Votato all’annullamento del centravanti avversario, con la maglia del Milan dà vita con Cudicini, Schnellinger, Anquilletti e Trapattoni ad uno dei reparti difensivi rossoneri più forti di tutti i tempi. Diventa ben presto un punto fisso anche in maglia azzurra, regalando una delle sue migliori prestazioni proprio nella sua partita d’esordio nel 1965, il ct è Fabbri che nell’amichevole Germania Ovest – Italia 1-1, dà spazio a Rosato che si guadagna l’appellativo di Martello di Amburgo per la grinta e la determinazione dimostrate in campo.
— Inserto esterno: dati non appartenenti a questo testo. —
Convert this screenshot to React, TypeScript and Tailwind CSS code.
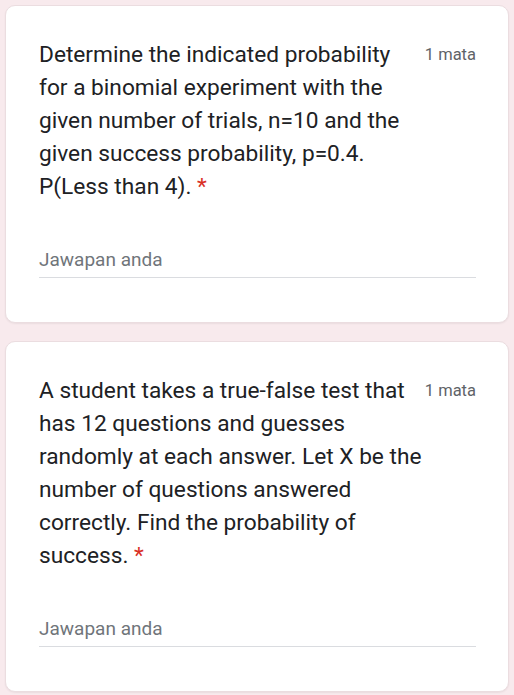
import React from 'react';

interface QuestionCardProps {
  lines: string[];
  points: string;
}

const QuestionCard: React.FC<QuestionCardProps> = ({ lines, points }) => {
  return (
    <div className="bg-white rounded-[10px] border border-[#ebdde0] shadow-[0_1px_2px_rgba(0,0,0,0.06)] pl-[33px] pr-[32px] pt-[32px] pb-[44px]">
      <div className="flex items-start justify-between">
        <div className="text-[22.7px] leading-[33px] text-[#202124] whitespace-nowrap">
          {lines.map((line, i) => (
            <div key={i}>
              {line}
              {i === lines.length - 1 && <span className="text-[#d93025]"> *</span>}
            </div>
          ))}
        </div>
        <div className="text-[16.5px] leading-[33px] text-[#5f6368] whitespace-nowrap">{points}</div>
      </div>
      <div className="mt-[45px] pb-[5px] border-b border-[#dadce0] text-[19px] leading-[24px] text-[#70757a]">
        Jawapan anda
      </div>
    </div>
  );
};

export default function App() {
  return (
    <div className="min-h-[695px] bg-[#f8eaed] px-[5px] pt-[5px] flex flex-col gap-[18px]" style={{ fontFamily: 'Roboto, "Noto Sans", sans-serif' }}>
      <QuestionCard
        points="1 mata"
        lines={[
          'Determine the indicated probability',
          'for a binomial experiment with the',
          'given number of trials, n=10 and the',
          'given success probability, p=0.4.',
          'P(Less than 4).',
        ]}
      />
      <QuestionCard
        points="1 mata"
        lines={[
          'A student takes a true-false test that',
          'has 12 questions and guesses',
          'randomly at each answer. Let X be the',
          'number of questions answered',
          'correctly. Find the probability of',
          'success.',
        ]}
      />
    </div>
  );
}
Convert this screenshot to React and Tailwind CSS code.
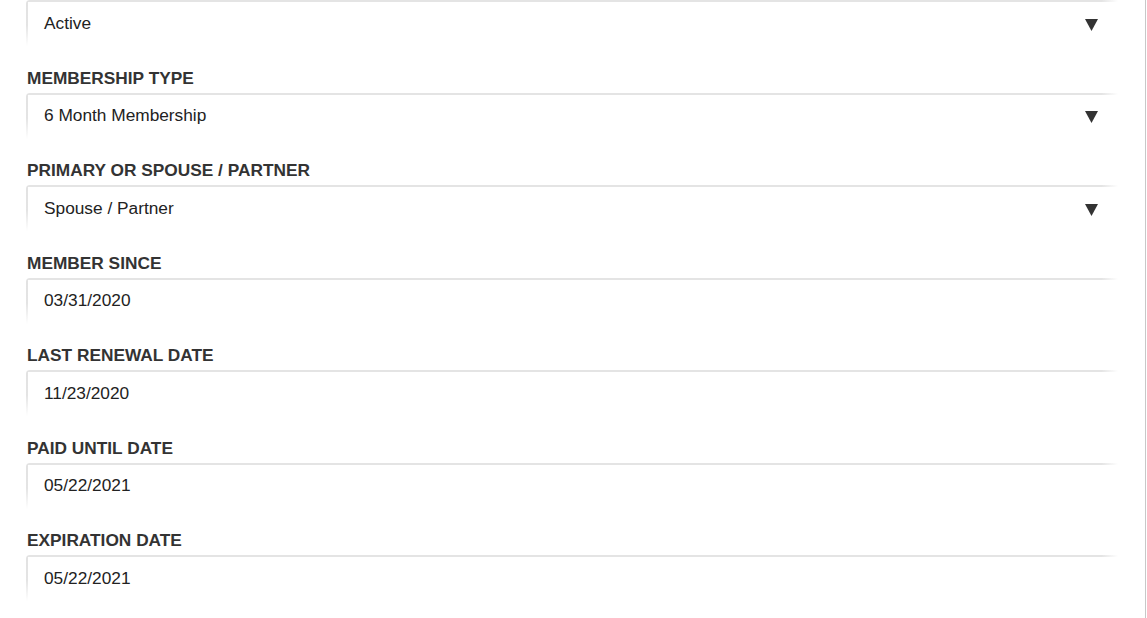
import React from 'react';

const fields = [
  { label: null, value: 'Active', select: true },
  { label: 'MEMBERSHIP TYPE', value: '6 Month Membership', select: true },
  { label: 'PRIMARY OR SPOUSE / PARTNER', value: 'Spouse / Partner', select: true },
  { label: 'MEMBER SINCE', value: '03/31/2020' },
  { label: 'LAST RENEWAL DATE', value: '11/23/2020' },
  { label: 'PAID UNTIL DATE', value: '05/22/2021' },
  { label: 'EXPIRATION DATE', value: '05/22/2021' },
];

const Caret = () => (
  <svg width="13" height="12" viewBox="0 0 13 12" className="shrink-0">
    <polygon points="0,0 13,0 6.5,12" fill="#333" />
  </svg>
);

const Field = ({ label, value, select }) => (
  <div className="mb-[21.5px]">
    {label && (
      <label className="block h-[21px] leading-[20px] mb-[4px] pl-px text-[17.3px] font-bold text-[#333]">
        {label}
      </label>
    )}
    <div className="flex items-center justify-between h-[46px] pl-[18px] pr-[20px] rounded-tl-[4px] text-[17.3px] text-[#222] [background:linear-gradient(to_bottom,#e2e2e2,#e4e4e4_55%,#fff)_left_top/2px_100%_no-repeat,linear-gradient(to_right,#e4e4e4,#e4e4e4_98.5%,#fff)_left_top/100%_2px_no-repeat,#fff]">
      <span className="pt-px">{value}</span>
      {select && (
        <span className="pt-[3px]">
          <Caret />
        </span>
      )}
    </div>
  </div>
);

export default function App() {
  return (
    <div className="w-[1147px] h-[618px] bg-white overflow-hidden" style={{ fontFamily: '"Liberation Sans", Arial, sans-serif' }}>
      <div className="w-[1146px] h-full border-r border-[#c8c8c8] pl-[26px] pr-[27px]">
        {fields.map((f, i) => (
          <Field key={i} {...f} />
        ))}
      </div>
    </div>
  );
}
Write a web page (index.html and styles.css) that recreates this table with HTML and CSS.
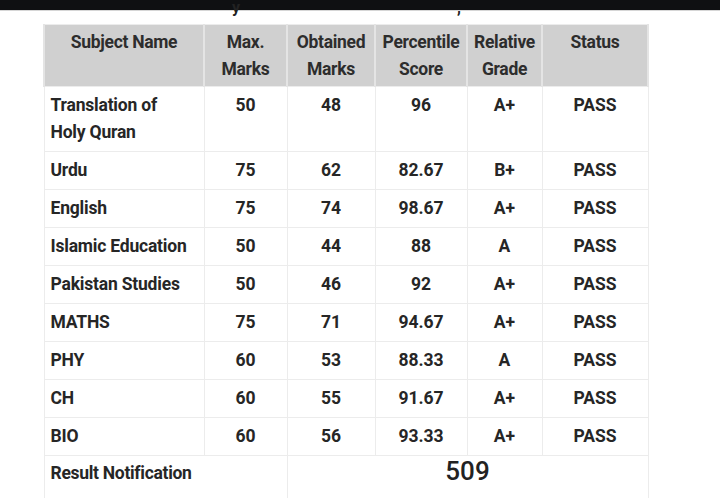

Con l’Italia conquista il titolo di Campione d’Europa nel 1968 e nell’immaginario collettivo è vivo il ricordo di un suo salvataggio sulla linea nella storica semifinale dei Mondiali di Messico ’70 Italia-Germania 4-3.

Cresciuto calcisticamente nel Torino di Nereo Rocco, Rosato fa il suo esordio in serie A proprio con la maglia granata, ma la sua consacrazione e i successi più importanti della sua carriera saranno legati al Milan al club rossonero Rosato passa nel 1966 per 400 milioni: in rossonero Rosato gioca sei stagioni durante le quali vincerà tutto: tre Coppe Italia, uno scudetto, due Coppe delle Coppe, una Coppa dei Campioni e una Coppa Intercontinentale. Qui trova Gianni Rivera, definito il suo «gemello»: i due infatti sono nati lo stesso giorno, mese ed anno, il 18 agosto del 1943. È la stagione 1966-67, sulla panchina milanista c’è Silvestri che ripone in Rosato le speranze per una difesa imbattibile e dopo un inizio non proprio brillante Rosato dà il meglio di sè. Poi l’arrivo di Nereo Rocco e «faccia d’angelo» fa il suo exploit definitivo. Rosato lascia il Milan nel ’73: le ultime quattro stagioni veste la maglia del Genoa. In Nazionale ai mondiali del 1970 è convocato solo come riserva di lusso. Al suo posto c’è Comunardo Niccolai, stopper appena scudettato del Cagliari. Ma Niccolai si infortuna alla vigilia della partita d’esordio con la Svezia lasciando spazio proprio a Rosato. È l’inizio della grande avventura di «faccia d’angelo» protagonista di prestazioni memorabili: fermerà giocatori del calibro di Muller e Pelè.